Item showing how the state of Arizona is helping the Navaho Indians re-establish themselves.
Titles read: "THE LAST REFUGE - A TALE OF THE NAVAJO".
Navajo Desert, Arizona, United States of America.
Various good shots show life for American-Indians of the Navajo tribe. Scenic shots of the rocky and barren countryside; American-Indians with bare chests act out horse herding as it would have been 100 years previously. We then see Indians of the same tribe in the present day (1940), herding sheep. We see a typical Navajo dwelling, decorated inside with traditional woven blankets. Women sitting outside the hut weave blankets; a man sits polishing some hand-crafted jewellery.
At technical colleges we see Navajo Indian women working at crafts "they can follow profitably when they finish their training" - weaving and embroidery. Young men are instructed in metalwork and woodwork, that "will make them useful members of the community".

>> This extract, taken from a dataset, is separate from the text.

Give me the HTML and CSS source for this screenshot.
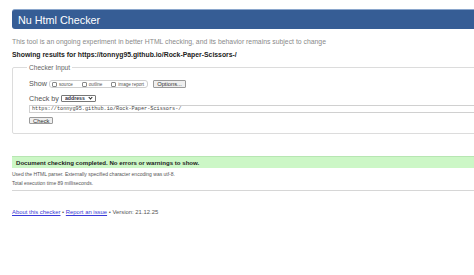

Children are taken to an elementary school in a rural area by their parents. While the children learn to read and write (Navajo has no written language), their mothers use sewing machines and their fathers have haircuts and mend their boots. Several shots of a maternity ward in a hospital; babies in cots.
In the desert we see sheep grazing on what little grass is there. Scrawny horses are herded along and into enclosures. Men work to construct reservoirs to irrigate the land to bring it back to fertility and make it suitable for farming. Farmers plough land. Sheep graze on grassy land. Commentator talks of the Indians' plight and of how the State is coming to their aid.